In my Constructions I paper, I have proved a precise version of this important assertion. [Informally speaking, my approach to establishing this claim is that one should work with the automorphisms of the perfectoid punctured unit disc–precise statements are in my paper. In my Untilts paper, I provide a natural geometric construction of arithmetic holomorphic structures which also establishes their existence in Mochizuki’s context.]

So the global object I construct is at once geometric and arithmetic in nature and allows me to prove a precise version of Mochizuki’s claim (alluded to above). My approach also agrees with Fargues-Fontaine “holomorphic functions of the prime number p” point of view (at all primes p) and automorphisms of the relevant unit group provides “holomorphic changes of the coordinate p” (p is any prime) in a manner entirely analogous to the Beilinson-Schechtman setting and also agrees with Mochizuki’s multiplicative monoidal approach to thinking about number fields and varieties over them.

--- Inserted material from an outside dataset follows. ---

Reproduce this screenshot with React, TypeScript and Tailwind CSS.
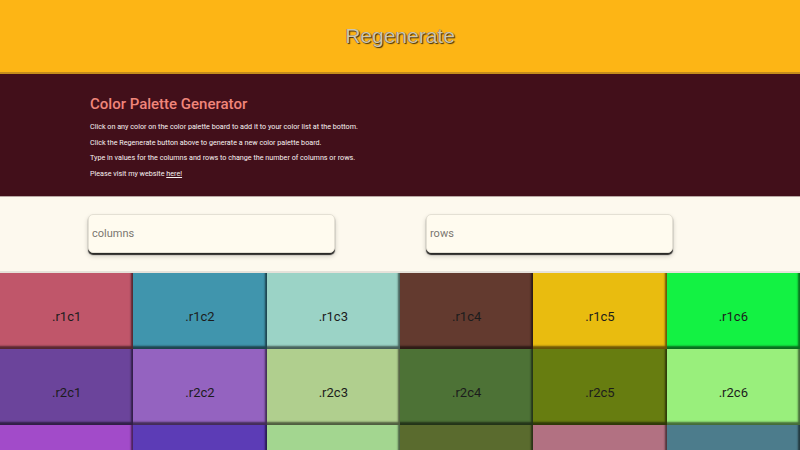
import React from 'react';

const rows: string[][] = [
  ['#c0566a', '#4095ad', '#9bd3c6', '#633a2f', '#e9bc0f', '#13f243'],
  ['#6b449b', '#9463c0', '#b0cf8e', '#4d7236', '#677d10', '#99ef7c'],
  ['#a24bc9', '#5c3cb6', '#a3d690', '#5a6b2e', '#b27182', '#4c7c8c'],
];

export default function App() {
  return (
    <div className="w-[800px] h-[450px] overflow-hidden bg-[#fdf9ee]" style={{ fontFamily: 'Roboto, "Liberation Sans", sans-serif' }}>
      {/* header button */}
      <div className="h-[74px] bg-[#fdb515] border-b-2 border-[#c58d1c] flex items-center justify-center">
        <button
          className="text-[21px] text-[#cfc6ae] font-['Liberation_Sans',Arial,sans-serif] [text-shadow:1px_1px_1px_#3a2a10,-0.5px_-0.5px_0_#6a5520]"
        >
          Regenerate
        </button>
      </div>

      {/* intro */}
      <div className="h-[123px] bg-[#420f1a] border-b border-[#b9a7a3] pl-[90px] pt-[20px]">
        <h1 className="text-[15px] font-medium text-[#f0857a] leading-[20px]">Color Palette Generator</h1>
        <div className="mt-[9px] text-[7.2px] text-[#f8f2f2] leading-[8px] flex flex-col gap-[7.7px]">
          <p>Click on any color on the color palette board to add it to your color list at the bottom.</p>
          <p>Click the Regenerate button above to generate a new color palette board.</p>
          <p>Type in values for the columns and rows to change the number of columns or rows.</p>
          <p>
            Please visit my website <a className="underline">here!</a>
          </p>
        </div>
      </div>

      {/* inputs */}
      <div className="h-[76px] bg-[#fdf9ee] border-b-2 border-[#e6e2da] flex items-start pt-[17px] pl-[88px] gap-[91px]">
        <input
          placeholder="columns"
          className="w-[247px] h-[39px] rounded-[5px] bg-[#fffbef] border border-[#e4e0d4] px-[3px] text-[11px] placeholder:text-[#7a7670] shadow-[0_2px_1px_rgba(0,0,0,0.8),0_3px_5px_rgba(0,0,0,0.2)] outline-none"
        />
        <input
          placeholder="rows"
          className="w-[247px] h-[39px] rounded-[5px] bg-[#fffbef] border border-[#e4e0d4] px-[3px] text-[11px] placeholder:text-[#7a7670] shadow-[0_2px_1px_rgba(0,0,0,0.8),0_3px_5px_rgba(0,0,0,0.2)] outline-none"
        />
      </div>

      {/* palette board */}
      <div className="grid grid-cols-6">
        {rows.map((row, r) =>
          row.map((color, c) => (
            <div
              key={`${r}-${c}`}
              className="h-[76px] flex items-center justify-center pt-[12px] text-[13px] text-[#1c1c1c] shadow-[inset_-2px_-3px_2px_rgba(0,0,0,0.55)]"
              style={{ backgroundColor: color }}
            >
              {`.r${r + 1}c${c + 1}`}
            </div>
          ))
        )}
      </div>
    </div>
  );
}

Minhyong Kim’s theory requires working with fundamental groups arising from distinct base-points (and paths connecting them)–and my theory (and Mochizuki’s IUTT) requires working with tempered fundamental groups arising from distinct base-points.

Given the close parallel the above described object and its symmetries bear to its counterparts in Geometric Langlands (and Conformal Field Theory), it would be interesting to see if it plays an analogous role in the corresponding arithmetic contexts.